Friday, September 12, 2008

Kind of Hating It.

Sooooooooo.
I'm kind of hating it here at EMU.
I don't know why I thought things would just come easy to me.
Social things....like making friends and having fun.
It's about to be my birthday, and I have no girlfriends to go out and kick it with.
All I have are guy friends, who I met off the internet.
I have no idea what to do.
I feel indequate.
Like if I introduce myself to people they will just laugh at me.
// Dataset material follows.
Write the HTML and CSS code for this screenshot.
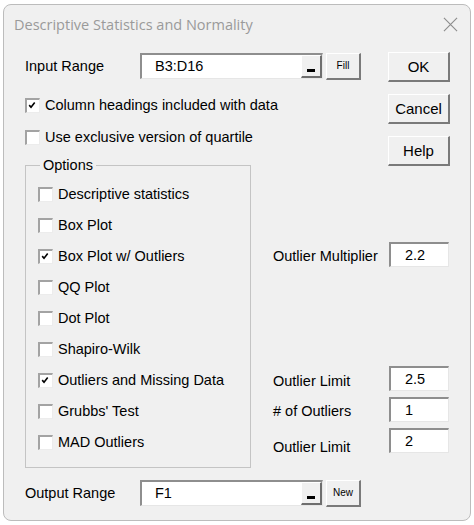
FILE: index.html
```html
<!DOCTYPE html>
<html>
<head>
<meta charset="utf-8">
<link rel="stylesheet" href="styles.css">
</head>
<body>
<div class="dialog">
  <div class="titlebar">
    <span class="title">Descriptive Statistics and Normality</span>
    <svg class="close" width="16" height="16" viewBox="0 0 16 16"><path d="M1 1 L15 15 M15 1 L1 15" stroke="#8c8c8c" stroke-width="1.2" fill="none"/></svg>
  </div>
  <div class="content">
    <div class="top">
      <div class="top-left">
        <div class="range-row">
          <span class="label">Input Range</span>
          <div class="refedit"><span class="val">B3:D16</span><span class="mini"><i></i></span></div>
          <button class="small-btn">Fill</button>
        </div>
        <label class="check top-check"><span class="box"><svg viewBox="0 0 15 15"><path d="M3 7 L5.5 10 L10.5 3.5" stroke="#000" stroke-width="2.2" fill="none"/></svg></span>Column headings included with data</label>
        <label class="check top-check"><span class="box"></span>Use exclusive version of quartile</label>
      </div>
      <div class="btns">
        <button class="btn">OK</button>
        <button class="btn">Cancel</button>
        <button class="btn">Help</button>
      </div>
    </div>
    <div class="lower">
      <fieldset class="group">
        <legend>Options</legend>
        <div class="opts">
          <label class="check"><span class="box"></span>Descriptive statistics</label>
          <label class="check"><span class="box"></span>Box Plot</label>
          <label class="check"><span class="box"><svg viewBox="0 0 15 15"><path d="M3 7 L5.5 10 L10.5 3.5" stroke="#000" stroke-width="2.2" fill="none"/></svg></span>Box Plot w/ Outliers</label>
          <label class="check"><span class="box"></span>QQ Plot</label>
          <label class="check"><span class="box"></span>Dot Plot</label>
          <label class="check"><span class="box"></span>Shapiro-Wilk</label>
          <label class="check"><span class="box"><svg viewBox="0 0 15 15"><path d="M3 7 L5.5 10 L10.5 3.5" stroke="#000" stroke-width="2.2" fill="none"/></svg></span>Outliers and Missing Data</label>
          <label class="check"><span class="box"></span>Grubbs' Test</label>
          <label class="check"><span class="box"></span>MAD Outliers</label>
        </div>
      </fieldset>
      <div class="fields">
        <div class="field r3"><span class="flabel">Outlier Multiplier</span><span class="num">2.2</span></div>
        <div class="field r7"><span class="flabel low">Outlier Limit</span><span class="num">2.5</span></div>
        <div class="field r8"><span class="flabel">#&nbsp;of Outliers</span><span class="num">1</span></div>
        <div class="field r9"><span class="flabel lower-l">Outlier Limit</span><span class="num">2</span></div>
      </div>
    </div>
    <div class="range-row out-row">
      <span class="label">Output Range</span>
      <div class="refedit"><span class="val">F1</span><span class="mini"><i></i></span></div>
      <button class="small-btn">New</button>
    </div>
  </div>
</div>
</body>
</html>
```
FILE: styles.css
```css
* { box-sizing: border-box; }
html, body { margin: 0; padding: 0; background: #ffffff; }
body {
  font-family: "Liberation Sans", Arial, sans-serif;
  font-size: 14.5px;
  color: #000;
}
.dialog {
  margin: 4px 3px 0 3px;
  width: 468px;
  height: 517px;
  border: 1px solid #bcbcbc;
  border-radius: 8px;
  background: #f0f0f0;
  overflow: hidden;
}
.titlebar {
  height: 38px;
  display: flex;
  align-items: center;
  justify-content: space-between;
  padding: 0 12px 0 10px;
}
.title {
  font-family: "Open Sans", "Noto Sans", sans-serif;
  font-size: 14.5px;
  color: #9a9a9a;
}
.close { width: 15px; height: 15px; }
.content { padding: 10px 0 0 21px; }
.top { display: flex; height: 103px; }
.top-left { width: 363px; }
.range-row { display: flex; align-items: center; height: 26px; }
.label { width: 115px; }
.refedit {
  width: 183px;
  height: 26px;
  display: flex;
  align-items: stretch;
  background: #fff;
  border-style: solid;
  border-width: 2px 1px 1px 2px;
  border-color: #8e8e8e #e6e6e6 #e6e6e6 #8e8e8e;
}
.val { flex: 1; padding-left: 13px; line-height: 22px; }
.mini {
  width: 21px;
  background: #f0f0f0;
  border-style: solid;
  border-width: 1px 2px 2px 1px;
  border-color: #fff #6e6e6e #6e6e6e #fff;
  display: flex;
  align-items: flex-end;
  justify-content: center;
  padding-bottom: 4px;
}
.mini i { display: block; width: 8px; height: 3px; background: #000; }
.small-btn {
  margin-left: 3px;
  width: 35px;
  height: 27px;
  padding: 0;
  background: #f0f0f0;
  border-style: solid;
  border-width: 1px 2px 2px 1px;
  border-color: #fff #7a7a7a #7a7a7a #fff;
  font-family: "Liberation Sans", Arial, sans-serif;
  font-size: 10px;
  color: #000;
}
.check { display: flex; align-items: center; height: 20px; }
.top-check { margin-top: 12px; }
.range-row + .top-check { margin-top: 16px; }
.box {
  width: 15px;
  height: 15px;
  margin-right: 5px;
  background: #fff;
  border-style: solid;
  border-width: 2px 1px 1px 2px;
  border-color: #a3a3a3 #ececec #ececec #a3a3a3;
  display: flex;
}
.box svg { width: 11px; height: 11px; }
.btns { display: flex; flex-direction: column; gap: 12px; margin-top: -1px; align-self: flex-start; }
.btn {
  width: 62px;
  height: 30px;
  padding: 0;
  background: #f0f0f0;
  border-style: solid;
  border-width: 1px 2px 2px 1px;
  border-color: #fff #7a7a7a #7a7a7a #fff;
  font-family: "Liberation Sans", Arial, sans-serif;
  font-size: 15px;
  color: #000;
}
.lower { display: flex; }
.group {
  margin: 0;
  padding: 0;
  width: 226px;
  border: 1px solid #c4c4c4;
  min-width: 0;
}
.group legend {
  margin-left: 14px;
  padding: 0 3px;
  line-height: 18px;
}
.opts {
  display: flex;
  flex-direction: column;
  gap: 11px;
  padding: 10px 0 15px 12px;
}
.fields {
  display: grid;
  grid-template-rows: repeat(9, 20px);
  row-gap: 11px;
  padding-top: 28px;
  margin-left: 22px;
  align-self: flex-start;
}
.field { display: flex; align-items: center; }
.r3 { grid-row: 3; }
.r7 { grid-row: 7; }
.r8 { grid-row: 8; }
.r9 { grid-row: 9; }
.flabel { width: 116px; }
.flabel.low { position: relative; top: 1px; }
.flabel.lower-l { position: relative; top: 5px; }
.num {
  width: 60px;
  height: 25px;
  margin-top: -3px;
  background: #fff;
  padding-left: 14px;
  line-height: 22px;
  border-style: solid;
  border-width: 2px 1px 1px 2px;
  border-color: #8e8e8e #e6e6e6 #e6e6e6 #8e8e8e;
}
.out-row { margin-top: 12px; }
```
So I'm kind of stuk waiting on people to talk to me....
NOT working out so much.
Cameron is great.
BUT that's beside the point.
When does it start to get fun???
WHENNNNNN?
I'm tired of feeling like a loner.
The job isn't helping very much either.
I'm scared, deathly shy....
I just had an entirely different vision of how my social life would be so great.
I know that this is the type of thing that is dendent only on ME.
I have to change it.
I have to make it better.
But how?
These are the types of things that should come with instruction manuals.
Sorority?
no...?
events....?
no...?
Should I just go to parties alone and hope that sum friendly group of females adopts me as one of their friends cuz I look lonely?
no.
How do people really make friends?
By chance?
Do they actually put a conscious effort into the whole friend making thing???
I highly doubt it....BUT you never know.